19 Jun 2026

Benton End

By Beatrice Prosser-Snelling, Project Director

This week Jeremy Musson, Architectural Historian, returned to Benton End to start work on the Conservation Management Plan for the capital project. This key document will guide and support all of the work that we undertake as part of the revival of the house and grounds. Jeremy’s last report was published in 2020 and we discussed the new photos that have been made available to us since then; notably a wonderful collection shared with us by Dinah and Wilfrid Wood, the children of John Norris-Wood – illustrator and Benton End alumnus.

We talked about the lean-to attached the ‘Drying Room’ (now a family kitchen) which was home to one of Cedric’s studios and the cats, most famously ‘Baggage’ and ‘Menace’ who were immortalised with irises named after them. Close inspection of photographs such as the one below, from 1964, provide a crucial starting point for piecing together changes to the house over the years:

Benton End House (and Lett) 1964, courtesy of Dinah and Wilfrid Wood. The lean-to is on the right-hand side of the image, built out from the single-story part of the building. Can you spot the cat-flap?

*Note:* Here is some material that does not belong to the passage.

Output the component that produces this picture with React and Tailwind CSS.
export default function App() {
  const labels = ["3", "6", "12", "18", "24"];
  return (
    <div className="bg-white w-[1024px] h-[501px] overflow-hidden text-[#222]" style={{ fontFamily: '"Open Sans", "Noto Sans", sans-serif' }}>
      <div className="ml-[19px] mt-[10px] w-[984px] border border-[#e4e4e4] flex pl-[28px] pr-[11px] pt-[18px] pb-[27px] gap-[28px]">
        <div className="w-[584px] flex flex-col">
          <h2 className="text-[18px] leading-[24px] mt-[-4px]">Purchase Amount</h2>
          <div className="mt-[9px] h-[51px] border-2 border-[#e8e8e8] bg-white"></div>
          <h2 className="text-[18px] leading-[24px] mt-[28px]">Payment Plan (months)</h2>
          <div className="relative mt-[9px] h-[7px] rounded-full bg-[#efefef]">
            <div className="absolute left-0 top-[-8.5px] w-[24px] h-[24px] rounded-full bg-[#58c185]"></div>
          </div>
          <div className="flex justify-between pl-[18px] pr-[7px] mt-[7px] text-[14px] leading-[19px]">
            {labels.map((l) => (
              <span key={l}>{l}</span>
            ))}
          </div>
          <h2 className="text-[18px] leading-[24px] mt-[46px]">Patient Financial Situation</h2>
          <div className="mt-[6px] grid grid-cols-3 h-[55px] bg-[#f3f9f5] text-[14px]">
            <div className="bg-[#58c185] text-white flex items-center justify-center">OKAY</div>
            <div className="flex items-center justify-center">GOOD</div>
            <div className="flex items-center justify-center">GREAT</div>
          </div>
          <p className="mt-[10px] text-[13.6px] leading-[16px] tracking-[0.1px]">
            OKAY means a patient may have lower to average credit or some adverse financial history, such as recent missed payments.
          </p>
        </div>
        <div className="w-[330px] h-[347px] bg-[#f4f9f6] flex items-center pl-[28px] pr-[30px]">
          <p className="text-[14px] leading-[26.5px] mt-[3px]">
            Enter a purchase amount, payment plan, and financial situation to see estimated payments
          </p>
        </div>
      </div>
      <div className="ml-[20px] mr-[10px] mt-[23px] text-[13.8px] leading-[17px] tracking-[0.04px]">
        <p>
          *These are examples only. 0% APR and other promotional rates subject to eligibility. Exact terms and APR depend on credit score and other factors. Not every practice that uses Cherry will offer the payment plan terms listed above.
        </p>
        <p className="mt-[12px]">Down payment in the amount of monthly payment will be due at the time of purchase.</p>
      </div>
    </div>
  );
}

During my talks with Jeremy I was reminded of some letters that I had come across in Cedric and Lett’s archive, held by Tate, during a visit there earlier this year.

I had noticed that there were a couple of pieces of correspondence between Cedric and Lett, and Beth and Andrew Chatto. I thought these might be worth a look. They most certainly were, but not for the reasons I had expected!

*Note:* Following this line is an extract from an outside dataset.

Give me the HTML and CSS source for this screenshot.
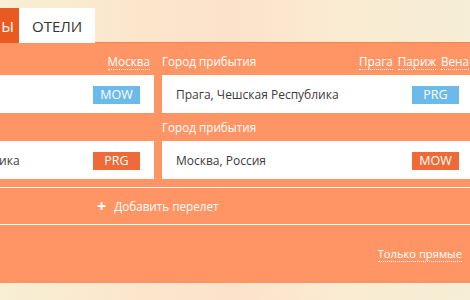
FILE: index.html
```html
<!DOCTYPE html>
<html lang="ru">

<head>
    <meta charset="UTF-8">
    <meta name="viewport" content="width=device-width, initial-scale=1.0">
    <title>Поиск билетов</title>
    <link rel="stylesheet" href="styles.css">
</head>

<body>
    <main class="page">
        <nav class="tabs">
            <a class="tab tab-active">АВИАБИЛЕТЫ</a>
            <a class="tab">ОТЕЛИ</a>
        </nav>

        <section class="panel">
            <div class="routes">
                <div class="field">
                    <div class="field-head">
                        <span class="field-label">Город вылета</span>
                        <span class="quick">
                            <a class="quick-link">Москва</a>
                        </span>
                    </div>
                    <div class="field-box">
                        <span class="field-text">Москва, Россия</span>
                        <span class="code code-blue">MOW</span>
                    </div>
                </div>
                <div class="field">
                    <div class="field-head">
                        <span class="field-label">Город прибытия</span>
                        <span class="quick">
                            <a class="quick-link">Прага</a>
                            <a class="quick-link">Париж</a>
                            <a class="quick-link">Вена</a>
                        </span>
                    </div>
                    <div class="field-box">
                        <span class="field-text">Прага, Чешская Республика</span>
                        <span class="code code-blue">PRG</span>
                    </div>
                </div>

                <div class="field">
                    <div class="field-head">
                        <span class="field-label">Город вылета</span>
                    </div>
                    <div class="field-box">
                        <span class="field-text">Прага, Чешская Республика</span>
                        <span class="code code-orange">PRG</span>
                    </div>
                </div>
                <div class="field">
                    <div class="field-head">
                        <span class="field-label">Город прибытия</span>
                    </div>
                    <div class="field-box">
                        <span class="field-text">Москва, Россия</span>
                        <span class="code code-orange">MOW</span>
                    </div>
                </div>
            </div>

            <div class="add-flight">
                <span class="plus">+</span>
                <span>Добавить перелет</span>
            </div>

            <div class="options">
                <a class="quick-link">Только прямые</a>
            </div>
        </section>
    </main>
</body>

</html>
```

FILE: styles.css
```css
* {
    box-sizing: border-box;
}

body {
    margin: 0;
    padding: 0;
    height: 300px;
    overflow: hidden;
    font-family: "Open Sans", "Liberation Sans", sans-serif;
    background: linear-gradient(90deg, #f8efd4 0%, #fbe6cc 30%, #fde2cb 50%, #f9ecd2 75%, #f6eed6 100%);
}

.page {
    width: 646px;
    margin-left: -165px;
    padding-top: 8px;
}

.tabs {
    display: flex;
    height: 35px;
}

.tab {
    display: flex;
    align-items: center;
    padding: 0 13px;
    font-size: 15px;
    color: #333;
    background-color: #fff;
}

.tab-active {
    width: 184px;
    justify-content: flex-end;
    padding-right: 2px;
    letter-spacing: 3px;
    color: #fff;
    background-color: #ea5a20;
}

.panel {
    padding: 4px 0 0;
    background-color: #ff9565;
    border-top: 1px solid #f9834f;
    margin-top: -1px;
}

.routes {
    display: grid;
    grid-template-columns: 311px 311px;
    column-gap: 8px;
    padding: 0 8px;
}

.field-head {
    display: flex;
    justify-content: space-between;
    align-items: center;
    height: 28px;
    padding-right: 4px;
    color: #fff;
    font-size: 11.7px;
}

.quick {
    display: flex;
    gap: 5px;
}

.quick-link {
    color: #fff;
    border-bottom: 1px dotted #fff;
    line-height: 15px;
    margin-top: 2px;
}

.field-box {
    display: flex;
    justify-content: space-between;
    align-items: center;
    height: 38px;
    padding: 1px 14px 0;
    background-color: #fff;
}

.field-text {
    font-size: 12px;
    color: #3b3b3b;
}

.code {
    width: 47px;
    height: 18px;
    line-height: 18px;
    text-align: center;
    font-size: 12.5px;
    color: #fff;
}

.code-blue {
    background-color: #6cbaea;
}

.code-orange {
    background-color: #ef6a38;
}

.add-flight {
    display: flex;
    align-items: center;
    gap: 8px;
    height: 38px;
    margin-top: 8px;
    padding-left: 262px;
    border-top: 1px solid #fff;
    border-bottom: 1px solid #fff;
    color: #fff;
    font-size: 11.7px;
}

.plus {
    font-size: 16px;
    font-weight: 700;
}

.options {
    display: flex;
    justify-content: flex-end;
    align-items: flex-start;
    height: 58px;
    padding: 19px 19px 0 0;
    font-size: 11.2px;
}
```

Cedric Morris and Beth Chatto, courtesy the Beth Chatto Archive

A letter sent from Andrew and Beth to Lett on 31 January 1956 detailed the extensive damage caused to the garden by a herd of cows who had got in at Benton End, and eaten large parts of it too. Cedric and Lett went away every winter, usually to the Mediterranean and a London hotel respectively – and so Andrew and Beth stepped in to help when the incident took place. They explained what the cows had done:

“Trampling over nearly all the grass…trampling of the gravel paths…pots in which were rare seeds trampled and destroyed…most of the vegetables grazed off.”

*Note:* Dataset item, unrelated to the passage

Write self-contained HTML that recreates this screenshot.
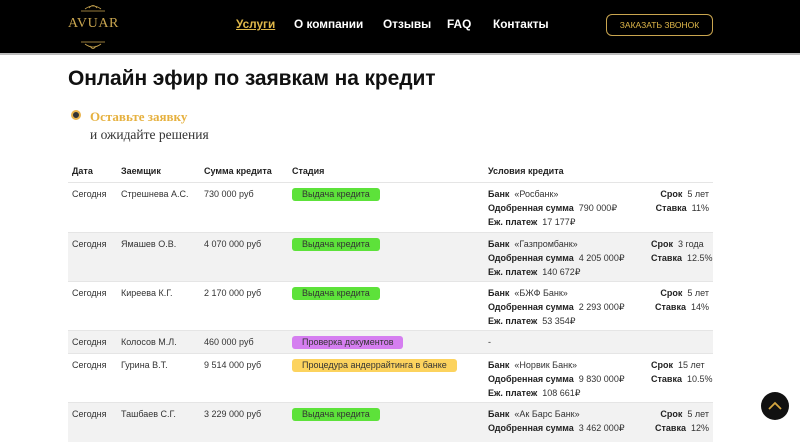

They described more serious damage as follows:

“In the walled garden many bulbs are deeply trodden in along the west border, and several rare Paeony and other herbaceous plant crowns are broken…the hellebores have been trampled and broken, as have some rare hybrid irises…the most serious damage as far as I can judge, in this part of the garden, is to the round bed under the Cercis tree, which contains very rare fritillance (sic), and under the tree just above, where equally rare Orchids have been trampled and grazed. It is impossible to know yet what will survive.”   

The letter shows how integral Nigel (Scott, after whom the purple flowered iris ‘Benton Nigel’ is named) was to the garden – as Andrew and Beth refer to him and Cedric in parallel when suggesting further assessment of the damage.

Beth writes at the end of the letter, “Benton End is very empty without you. Come home soon and fill the kitchen with exciting smells and wicked laughter.”

Finding snippets like this reinforces the prevailing sense of Benton End, Cedric and Lett that we get from wonderful books like Benton End Remembered and the memories of students, friends and relatives who were linked to Benton End.

I am very much looking forward to returning to the archive soon, and hope to make more exciting discoveries.